Walk-forward also forces a researcher to specify a refit rhythm. Daily, monthly, quarterly, yearly. That rhythm is part of the strategy. If you would not refit a futures carry model every afternoon in production, you should not let the backtest do it just because the loop is cheap.

It can reveal regime dependence. A strategy that works only in the first two folds and then spends the remaining folds apologising is telling you something. A single full-sample Sharpe would hide that.

The optimiser still sees too much

The problem is not the walk. The problem is the researcher watching the walk.

Suppose you test a mean-reversion strategy with a three-year training window and a one-month test window. It fails. You try five years and three months. Better. You change the objective from Sharpe to Sortino. Better again. You add a turnover penalty. Now the curve is smoother. You decide the six-year window is more economically reasonable, because it also happens to look best.

The final walk-forward result is technically out of sample inside each fold. The research programme around it is not. Window length, step size, objective function, parameter grid, refit schedule, transaction cost model, and the rule for accepting or rejecting folds are all parameters. If you choose them after seeing the walk-forward curve, you have just moved the overfitting one level up.

QuantStart's backtesting guide is useful here because it puts optimisation bias beside look-ahead and survivorship bias rather than treating it as an implementation detail. Walk-forward reduces one family of mistakes. It leaves the optimisation bias alive.

The window is a bet

A training window is not neutral. A short window says the recent regime matters most. A long window says old observations still deserve influence. Expanding windows say more data is nearly always better. Rolling windows say stale data should be forgotten. Those are market views, not plumbing choices.

This matters because the window can dominate the conclusion. A trend-following model trained through 2008 learns a different kind of danger from one trained only on 2012 to 2019. A short-volatility model trained through February 2018 carries a scar that the same model trained from March 2018 onward does not. There is no universal answer hiding in the cross-validation API.

The honest way to choose the window is to justify it before looking at the validation curve. If your signal decays over weeks, a ten-year expanding window may be nostalgia. If your signal is a structural carry premium, a three-month window may be noise worship. Either can be right. Neither becomes right because the equity curve smiled.

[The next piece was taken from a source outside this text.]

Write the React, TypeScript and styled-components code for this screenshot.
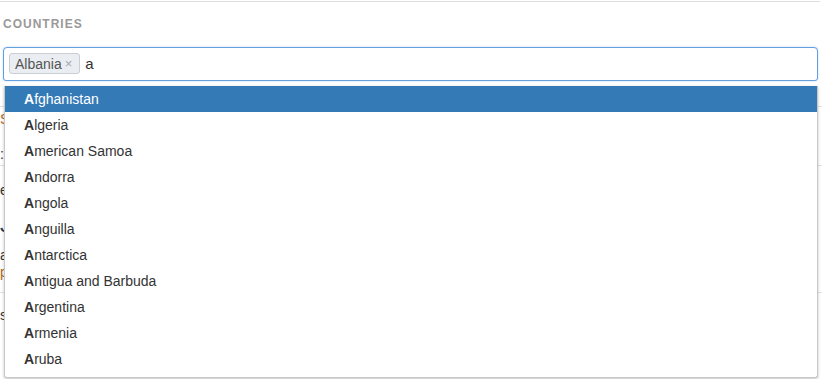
import React from "react";
import styled, { createGlobalStyle } from "styled-components";

const Global = createGlobalStyle`
  html, body { margin: 0; padding: 0; background: #fff; }
  body { font-family: "Liberation Sans", Arial, sans-serif; color: #333; overflow: hidden; }
`;

const Page = styled.div`
  width: 822px;
  height: 379px;
  overflow: hidden;
  position: relative;
`;

const TopRule = styled.div`
  height: 1px;
  margin-top: 1px;
  background: #dedede;
  margin-right: 2px;
`;

const Section = styled.section`
  padding: 0 4px 0 3px;
`;

const Label = styled.div`
  margin-top: 14px;
  font-size: 12px;
  line-height: 16px;
  font-weight: 700;
  letter-spacing: 1px;
  color: #999;
  text-transform: uppercase;
`;

const SelectWrap = styled.div`
  position: relative;
  margin-top: 15px;
`;

const SelectBox = styled.div`
  box-sizing: border-box;
  height: 34px;
  border: 1px solid #64a0dc;
  border-radius: 4px 4px 3px 3px;
  box-shadow: 0 0 2px rgba(88, 151, 251, 0.45);
  display: flex;
  align-items: flex-start;
  gap: 5px;
  padding: 5px 5px 0 5px;
  background: #fff;
`;

const Tag = styled.span`
  box-sizing: border-box;
  height: 21px;
  display: inline-flex;
  align-items: center;
  padding: 0 7px 0 5px;
  background: #eaedf1;
  border: 1px solid #c9ced5;
  border-radius: 3px;
  font-size: 14px;
  color: #555;
`;

const TagRemove = styled.span`
  margin-left: 3px;
  color: #a3a9b1;
  font-size: 13px;
`;

const Typed = styled.span`
  font-size: 15px;
  line-height: 21px;
  color: #333;
`;

const Dropdown = styled.ul`
  position: absolute;
  top: 39px;
  left: 1px;
  right: 0;
  height: 291px;
  margin: 0;
  padding: 0;
  list-style: none;
  background: #fff;
  border: 1px solid #c8c8c8;
  border-top: none;
  border-radius: 0 0 3px 3px;
  box-shadow: 0 1px 3px rgba(0, 0, 0, 0.25);
  z-index: 10;
  overflow: hidden;
`;

const Option = styled.li<{ $active?: boolean }>`
  height: 26px;
  line-height: 26px;
  padding: 0 19px;
  font-size: 14px;
  color: ${(p) => (p.$active ? "#fff" : "#333")};
  background: ${(p) => (p.$active ? "#337ab7" : "transparent")};
  white-space: nowrap;
`;

const Match = styled.b`
  font-weight: 700;
`;

const Behind = styled.div``;

const BehindRule = styled.div<{ $gap: number }>`
  height: 1px;
  background: #e2e2e2;
  margin-top: ${(p) => p.$gap}px;
`;

const BehindText = styled.div<{ $gap: number; $size?: number; $color?: string }>`
  margin-top: ${(p) => p.$gap}px;
  font-size: ${(p) => p.$size ?? 14}px;
  line-height: 1.2;
  color: ${(p) => p.$color ?? "#333"};
  white-space: nowrap;
`;

const countries = [
  "Afghanistan",
  "Algeria",
  "American Samoa",
  "Andorra",
  "Angola",
  "Anguilla",
  "Antarctica",
  "Antigua and Barbuda",
  "Argentina",
  "Armenia",
  "Aruba",
];

export default function App() {
  return (
    <Page>
      <Global />
      <TopRule />
      <Section>
        <Label>Countries</Label>
        <SelectWrap>
          <SelectBox>
            <Tag>
              Albania<TagRemove>×</TagRemove>
            </Tag>
            <Typed>a</Typed>
          </SelectBox>
          <Dropdown>
            {countries.map((c, i) => (
              <Option key={c} $active={i === 0}>
                <Match>{c[0]}</Match>
                {c.slice(1)}
              </Option>
            ))}
          </Dropdown>
        </SelectWrap>
      </Section>
      <Behind>
        <BehindRule $gap={25} />
        <BehindText $gap={4} $color="#b5651d">S</BehindText>
        <BehindText $gap={18}>:</BehindText>
        <BehindRule $gap={2} />
        <BehindText $gap={16}>e</BehindText>
        <BehindText $gap={14} $size={22} $color="#1f3b57">J</BehindText>
        <BehindText $gap={8}>a</BehindText>
        <BehindText $gap={0} $color="#b5651d">p</BehindText>
        <BehindRule $gap={12} />
        <BehindText $gap={14}>s</BehindText>
      </Behind>
    </Page>
  );
}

The stitched curve is not one tradeable history

A walk-forward backtest often reports one combined out-of-sample equity curve. That curve can look wonderfully clean. It is also the output of many local decisions. Each fold may use a different parameter set. Each parameter set was chosen because it won its small contest inside the training window.

That is not automatically wrong. Live systems do refit. The danger is that the stitched curve hides how unstable the selected parameters were. If the lookback jumps from 20 days to 180 days to 35 days to 250 days, I do not see adaptation. I see a model with no anchor.

I want to see the parameter path next to the P&L. I want to see the full surface, not just the winner. I want to know whether adjacent parameter choices made similar money. If the walk-forward success depends on finding a narrow ridge every month, I assume the ridge will move the day after I fund it.

How I use it

I still use walk-forward tests. I use them to check that the code can make decisions using only information available at the time. I use them to compare refit schedules that were specified in advance. I use them to find periods where the strategy becomes a different payoff profile from the one I thought I built.

I do not use them as a certificate. A walk-forward result still needs a trial count, a deflated performance estimate, and a clear explanation of why the parameters should keep working. If the only argument for a monthly refit is that monthly refits won the backtest, I do not have an argument. I have a fitted meta-parameter.

Walk-forward is a useful delay. It postpones the researcher's ability to cheat by forcing time to run in the right direction. It does not stop the researcher from trying the delay mechanism itself fifty different ways.